La Chimera


As a band of thieving tombaroli look for easy wealth with black market grave and archeological plunderings, Arthur (Josh O’Connor, “God’s Own Country,” Emma.”), their mystical English dowser, will search everywhere, including the afterlife, for Beniamena (Yile Yara Vianello), his lost love.  They are all attempting to find that elusive thing that will always exceed their grasp, “La Chimera.”


Laura's Review: B

Writer/director Alice Rohrwacher ("The Wonders," "Le Pupille") seems to pull her films from the very fabric of Italy - its earth, its people and its history.  She balances her English lead with the Italian cinematic heritage of Isabella Rossellini, here playing Flora, the mother of the missing woman whose other progeny are resentful of the favoritism she affords Arthur.

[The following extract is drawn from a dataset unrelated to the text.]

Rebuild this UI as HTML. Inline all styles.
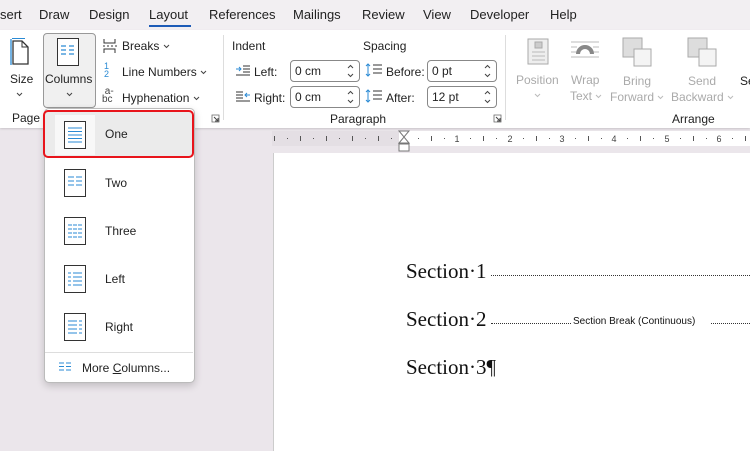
<!DOCTYPE html>
<html><head><meta charset="utf-8"><style>
*{margin:0;padding:0;box-sizing:border-box}
body{width:750px;height:451px;overflow:hidden;background:#ebe6eb;font-family:"Liberation Sans",sans-serif;position:relative;color:#222}
.a{position:absolute;white-space:nowrap}
.tabs{left:0;top:0;width:750px;height:30px;background:#f2eff2}
.tab{top:7px;font-size:13px;color:#222}
.rib{left:0;top:30px;width:750px;height:98px;background:#fff;box-shadow:0 1px 2px rgba(0,0,0,.15)}
.t12{font-size:12px}
.gray{color:#aaa}
.sep{width:1px;background:#ddd}
.spin{width:70px;height:22px;border:1px solid #888;border-radius:4px;font-size:12px;padding:3px 4px;background:#fff}
.spin svg{position:absolute;right:5px;top:3px}
.doc{width:26px;height:28px;border:1.5px solid #333;background:#fff}
.menu{left:44px;top:108px;width:151px;height:275px;background:#fff;border:1px solid #bbb;border-radius:5px;box-shadow:0 3px 8px rgba(0,0,0,.18)}
.item{font-size:12px}
.ser{font-family:"Liberation Serif",serif;font-size:21px;color:#111}
.dots{border-bottom:1px dotted #333;height:1px}
.r{position:absolute;top:134px;font-size:9px;color:#444;transform:translateX(-50%)}
.tk{position:absolute;top:136px;width:1px;height:5px;background:#555}
.dt{position:absolute;top:138px;width:1px;height:1px;background:#555}
.cv{display:inline-block;vertical-align:middle}
</style></head><body>
<div class="a tabs"></div>
<div class="a tab" style="left:0">sert</div>
<div class="a tab" style="left:39px">Draw</div>
<div class="a tab" style="left:89px">Design</div>
<div class="a tab" style="left:149px">Layout</div>
<div class="a" style="left:149px;top:25px;width:42px;height:2px;background:#1d5bb7"></div>
<div class="a tab" style="left:209px">References</div>
<div class="a tab" style="left:293px">Mailings</div>
<div class="a tab" style="left:362px">Review</div>
<div class="a tab" style="left:423px">View</div>
<div class="a tab" style="left:470px">Developer</div>
<div class="a tab" style="left:550px">Help</div>

<div class="a rib"></div>
<svg class="a" style="left:6px;top:37px" width="24" height="30"><path d="M7 4h9l6 6v17H7z" fill="#fff" stroke="#333" stroke-width="1.3"/><path d="M16 4v6h6" fill="none" stroke="#333"/><path d="M5 2v26" stroke="#2a8ad4" stroke-width="1.3"/><path d="M6 1.5h13" stroke="#2a8ad4"/></svg>
<div class="a t12" style="left:10px;top:72px">Size</div>
<svg class="a" style="left:16px;top:92px" width="7" height="5"><path d="M1 1l2.5 2.5L6 1" fill="none" stroke="#444"/></svg>
<div class="a t12" style="left:12px;top:111px">Page</div>
<div class="a" style="left:43px;top:33px;width:53px;height:75px;background:#f0f0f0;border:1px solid #999;border-radius:4px"></div>
<div class="a doc" style="left:57px;top:38px;width:22px;height:28px;border-width:1.3px"></div>
<svg class="a" style="left:60px;top:44px" width="16" height="16"><g stroke="#2a8ad4" stroke-width="1.2"><path d="M1 2h5M9 2h5M1 6h5M9 6h5M1 10h5M9 10h5"/></g></svg>
<div class="a t12" style="left:45px;top:72px">Columns</div>
<svg class="a" style="left:66px;top:92px" width="7" height="5"><path d="M1 1l2.5 2.5L6 1" fill="none" stroke="#444"/></svg>
<svg class="a" style="left:102px;top:38px" width="16" height="16"><path d="M2 1v4h11V1M2 15v-4h11v4M1 8h2M5 8h2M9 8h2M13 8h2" fill="none" stroke="#333"/></svg>
<div class="a t12" style="left:122px;top:39px">Breaks <svg class="cv" width="7" height="5"><path d="M1 1l2.5 2.5L6 1" fill="none" stroke="#444"/></svg></div>
<div class="a" style="left:104px;top:62px;font-size:9px;color:#2a8ad4;line-height:8px">1<br>2</div>
<div class="a t12" style="left:122px;top:65px">Line Numbers <svg class="cv" width="7" height="5"><path d="M1 1l2.5 2.5L6 1" fill="none" stroke="#444"/></svg></div>
<div class="a" style="left:102px;top:88px;font-size:10px;color:#444;line-height:8px">&nbsp;a-<br>bc</div>
<div class="a t12" style="left:122px;top:91px">Hyphenation <svg class="cv" width="7" height="5"><path d="M1 1l2.5 2.5L6 1" fill="none" stroke="#444"/></svg></div>
<svg class="a" style="left:211px;top:114px" width="9" height="9"><path d="M1 1h7v7H1z" fill="none" stroke="#666" stroke-width=".8"/><path d="M3 3l4 4M7 4v3H4" fill="none" stroke="#444"/></svg>
<div class="a sep" style="left:223px;top:35px;height:85px"></div>
<div class="a t12" style="left:232px;top:39px">Indent</div>
<div class="a t12" style="left:363px;top:39px">Spacing</div>
<svg class="a" style="left:235px;top:64px" width="16" height="12"><path d="M1 5h5M4 3l2 2-2 2" fill="none" stroke="#2a8ad4"/><path d="M8 2h7M8 5h7M8 8h7M1 11h14" stroke="#333"/></svg>
<div class="a t12" style="left:254px;top:65px">Left:</div>
<div class="a spin" style="left:290px;top:60px">0 cm<svg width="7" height="14"><path d="M1 4l2.5-2.5L6 4M1 10l2.5 2.5L6 10" fill="none" stroke="#444"/></svg></div>
<svg class="a" style="left:235px;top:90px" width="16" height="12"><path d="M10 5h5M12 3l-2 2 2 2" fill="none" stroke="#2a8ad4"/><path d="M1 2h7M1 5h7M1 8h7M1 11h14" stroke="#333"/></svg>
<div class="a t12" style="left:254px;top:91px">Right:</div>
<div class="a spin" style="left:290px;top:86px">0 cm<svg width="7" height="14"><path d="M1 4l2.5-2.5L6 4M1 10l2.5 2.5L6 10" fill="none" stroke="#444"/></svg></div>
<svg class="a" style="left:365px;top:63px" width="18" height="14"><path d="M3 1v12M1 3l2-2 2 2M1 11l2 2 2-2" fill="none" stroke="#2a8ad4"/><path d="M8 2h9M8 6h9M8 10h9" stroke="#333"/></svg>
<div class="a t12" style="left:386px;top:65px">Before:</div>
<div class="a spin" style="left:427px;top:60px">0 pt<svg width="7" height="14"><path d="M1 4l2.5-2.5L6 4M1 10l2.5 2.5L6 10" fill="none" stroke="#444"/></svg></div>
<svg class="a" style="left:365px;top:89px" width="18" height="14"><path d="M3 1v12M1 3l2-2 2 2M1 11l2 2 2-2" fill="none" stroke="#2a8ad4"/><path d="M8 2h9M8 6h9M8 10h9" stroke="#333"/></svg>
<div class="a t12" style="left:386px;top:91px">After:</div>
<div class="a spin" style="left:427px;top:86px">12 pt<svg width="7" height="14"><path d="M1 4l2.5-2.5L6 4M1 10l2.5 2.5L6 10" fill="none" stroke="#444"/></svg></div>
<div class="a t12" style="left:330px;top:112px">Paragraph</div>
<svg class="a" style="left:493px;top:114px" width="9" height="9"><path d="M1 1h7v7H1z" fill="none" stroke="#666" stroke-width=".8"/><path d="M3 3l4 4M7 4v3H4" fill="none" stroke="#444"/></svg>
<div class="a sep" style="left:505px;top:35px;height:85px"></div>
<svg class="a" style="left:527px;top:38px" width="24" height="28"><rect x="1" y="1" width="20" height="25" fill="#eee" stroke="#aaa"/><rect x="8" y="4" width="7" height="6" fill="#ccc" stroke="#aaa"/><path d="M5 14h13M5 18h13M5 22h13" stroke="#bbb"/></svg>
<div class="a t12 gray" style="left:516px;top:73px">Position</div>
<svg class="a" style="left:534px;top:93px" width="7" height="5"><path d="M1 1l2.5 2.5L6 1" fill="none" stroke="#bbb"/></svg>
<svg class="a" style="left:570px;top:40px" width="30" height="20"><path d="M1 2h28M1 7h6M23 7h6M1 12h6M23 12h6M1 17h28" stroke="#bbb"/><path d="M8 14a7 7 0 0 1 14 0" fill="none" stroke="#888" stroke-width="4"/></svg>
<div class="a t12 gray" style="left:571px;top:73px">Wrap</div>
<div class="a t12 gray" style="left:570px;top:89px">Text <svg class="cv" width="7" height="5"><path d="M1 1l2.5 2.5L6 1" fill="none" stroke="#bbb"/></svg></div>
<svg class="a" style="left:622px;top:37px" width="30" height="30"><rect x="1" y="1" width="19" height="19" fill="#ddd" stroke="#aaa"/><rect x="12" y="12" width="17" height="17" fill="#f4f4f4" stroke="#aaa"/></svg>
<div class="a t12 gray" style="left:623px;top:74px">Bring</div>
<div class="a t12 gray" style="left:610px;top:90px">Forward <svg class="cv" width="7" height="5"><path d="M1 1l2.5 2.5L6 1" fill="none" stroke="#bbb"/></svg></div>
<svg class="a" style="left:687px;top:37px" width="30" height="30"><rect x="1" y="1" width="19" height="19" fill="#ddd" stroke="#aaa"/><rect x="12" y="12" width="17" height="17" fill="#f4f4f4" stroke="#aaa"/></svg>
<div class="a t12 gray" style="left:688px;top:74px">Send</div>
<div class="a t12 gray" style="left:671px;top:90px">Backward <svg class="cv" width="7" height="5"><path d="M1 1l2.5 2.5L6 1" fill="none" stroke="#bbb"/></svg></div>
<div class="a t12" style="left:740px;top:74px">Se</div>
<div class="a t12" style="left:672px;top:112px">Arrange</div>

<!-- ruler -->
<div class="a" style="left:272px;top:131px;width:127px;height:15px;background:#e4dfe4"></div>
<div class="a" style="left:399px;top:131px;width:351px;height:15px;background:#fff"></div>
<div class="tk" style="left:274px"></div><div class="dt" style="left:287px"></div><div class="tk" style="left:300px"></div><div class="dt" style="left:313px"></div><div class="tk" style="left:326px"></div><div class="dt" style="left:339px"></div><div class="tk" style="left:352px"></div><div class="dt" style="left:365px"></div><div class="tk" style="left:378px"></div><div class="dt" style="left:391px"></div>
<div class="dt" style="left:418px"></div><div class="tk" style="left:431px"></div><div class="dt" style="left:444px"></div><span class="r" style="left:457px">1</span>
<div class="dt" style="left:470px"></div><div class="tk" style="left:483px"></div><div class="dt" style="left:496px"></div><span class="r" style="left:510px">2</span>
<div class="dt" style="left:523px"></div><div class="tk" style="left:536px"></div><div class="dt" style="left:549px"></div><span class="r" style="left:562px">3</span>
<div class="dt" style="left:575px"></div><div class="tk" style="left:588px"></div><div class="dt" style="left:601px"></div><span class="r" style="left:614px">4</span>
<div class="dt" style="left:627px"></div><div class="tk" style="left:640px"></div><div class="dt" style="left:653px"></div><span class="r" style="left:667px">5</span>
<div class="dt" style="left:680px"></div><div class="tk" style="left:693px"></div><div class="dt" style="left:706px"></div><span class="r" style="left:719px">6</span>
<div class="dt" style="left:732px"></div><div class="tk" style="left:745px"></div>
<svg class="a" style="left:398px;top:130px" width="13" height="23"><path d="M1 1h10L6 7zM1 13h10L6 7z" fill="#fff" stroke="#777"/><rect x="1" y="14" width="10" height="7" fill="#fff" stroke="#777"/></svg>
<div class="a" style="left:273px;top:153px;width:477px;height:298px;background:#fff;border-left:1px solid #ccc"></div>
<div class="a ser" style="left:406px;top:259px">Section·1</div>
<div class="a dots" style="left:491px;top:275px;width:259px"></div>
<div class="a ser" style="left:406px;top:307px">Section·2</div>
<div class="a dots" style="left:491px;top:323px;width:80px"></div>
<div class="a" style="left:573px;top:316px;font-size:10px;color:#111">Section Break (Continuous)</div>
<div class="a dots" style="left:711px;top:323px;width:39px"></div>
<div class="a ser" style="left:406px;top:355px">Section·3¶</div>

<div class="a menu"></div>
<div class="a" style="left:43px;top:110px;width:151px;height:48px;background:#ebebeb;border:2px solid #e8141b;border-radius:5px"></div>
<div class="a" style="left:55px;top:115px;width:40px;height:40px;background:#f8f8f8"></div>
<div class="a doc" style="left:64px;top:121px;width:22px;height:28px;border-width:1.3px"></div>
<svg class="a" style="left:67px;top:126px" width="16" height="18"><path d="M1 2h14M1 5.5h14M1 9h14M1 12.5h14M1 16h14" stroke="#2a8ad4" stroke-width="1.1"/></svg>
<div class="a item" style="left:105px;top:127px">One</div>
<div class="a doc" style="left:64px;top:169px;width:22px;height:28px;border-width:1.3px"></div>
<svg class="a" style="left:67px;top:174px" width="16" height="18"><path d="M1 3h6M9 3h6M1 7h6M9 7h6M1 11h6M9 11h6" stroke="#2a8ad4" stroke-width="1.1"/></svg>
<div class="a item" style="left:105px;top:176px">Two</div>
<div class="a doc" style="left:64px;top:217px;width:22px;height:28px;border-width:1.3px"></div>
<svg class="a" style="left:67px;top:222px" width="16" height="18"><path d="M1 3h4M6 3h4M11 3h4M1 7h4M6 7h4M11 7h4M1 11h4M6 11h4M11 11h4M1 15h4M6 15h4M11 15h4" stroke="#2a8ad4" stroke-width="1.1"/></svg>
<div class="a item" style="left:105px;top:224px">Three</div>
<div class="a doc" style="left:64px;top:265px;width:22px;height:28px;border-width:1.3px"></div>
<svg class="a" style="left:67px;top:270px" width="16" height="18"><path d="M1 3h3M6 3h9M1 7h3M6 7h9M1 11h3M6 11h9M1 15h3M6 15h9" stroke="#2a8ad4" stroke-width="1.1"/></svg>
<div class="a item" style="left:105px;top:272px">Left</div>
<div class="a doc" style="left:64px;top:313px;width:22px;height:28px;border-width:1.3px"></div>
<svg class="a" style="left:67px;top:318px" width="16" height="18"><path d="M1 3h9M12 3h3M1 7h9M12 7h3M1 11h9M12 11h3M1 15h9M12 15h3" stroke="#2a8ad4" stroke-width="1.1"/></svg>
<div class="a item" style="left:105px;top:320px">Right</div>
<div class="a" style="left:45px;top:352px;width:148px;height:1px;background:#ddd"></div>
<svg class="a" style="left:58px;top:362px" width="14" height="10"><path d="M1 1h5M8 1h5M1 4.5h5M8 4.5h5M1 8h5M8 8h5" stroke="#2a8ad4" stroke-width="1"/></svg>
<div class="a item" style="left:82px;top:361px">More <u>C</u>olumns...</div>
</body></html>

She is the first person he visits after a release from prison, despite pleas from Pirro (Vincenzo Nemolato) to join the other tombaroli for a toast.  He finds newcomer Italia (Carol Duarte) in the act of breaking up a chair for the fire in the cold and crumbling estate.  Ostensibly Flora’s singing student, we will discover both women are using the other, Flora utilizing the younger woman as a servant while Italia hides her young daughter Colombina (Julia Vella) and her infant on the premises.

This is but one of the many off ramps Rohrwacher takes during her meandering, tale of mischievous thieves and their lovelorn leader, who panics when he returns to the tin shack he’s made into his home and finds his stash of Etruscan tomb objects missing.  Turns out his friends have stored them, alarmed when local police searched his premises, and when they follow him on his next outing while he’s looking for a door to the afterlife they find another underground tomb.

The band will create a ballad, ‘The Poor Tombaroli: The Adventures of Arthur the Dowser.’  There will be love affairs, Pirro becoming enamored of Melodie (Lou Roy-Lecollinet), the bleached blonde associate of the mysterious Spartaco (Alba Rohrwacher), who fences their finds and who paid for Arthur’s release.  And while he dreams of Beniamena, Arthur will begin to fall for Italia, whose crash course in Italian for him, a study in gestures, is one of the film’s comedic highlights.  But after Arthur gets jealous of Italia at a dance and begins to walk her home, the pull of the earth calls and she is horrified by how he makes his living.  This last dig will prove the group’s most magnificent trove as well as Arthur’s awakening, a rebellious act followed by a literal dream come to life with the pulling of a string.

O’Connor, soon to be seen in the upcoming “Challengers,” is the film’s heartsick dreamer, his hangdog expression in stark contrast to his traveling circus of friends, his rare smile laced with melancholy.  Rohrwacher’s longstanding director of photography Hélène Louvart follows them along ancient, cloistered streets as they perform for onlookers, Mario (Gian Piero Capretto) performing magic, and the rest reveling in drag.  The ancient world they inhabit is reflected in the cracks in the murals of Flora’s stone walls and Reparbella’s abandoned train station, repurposed as Italia’s latest squat, only Spartaco’s world offering an ironic glimpse of the modern.  “La Chimera” is a dream scattered amidst the earth and the stars.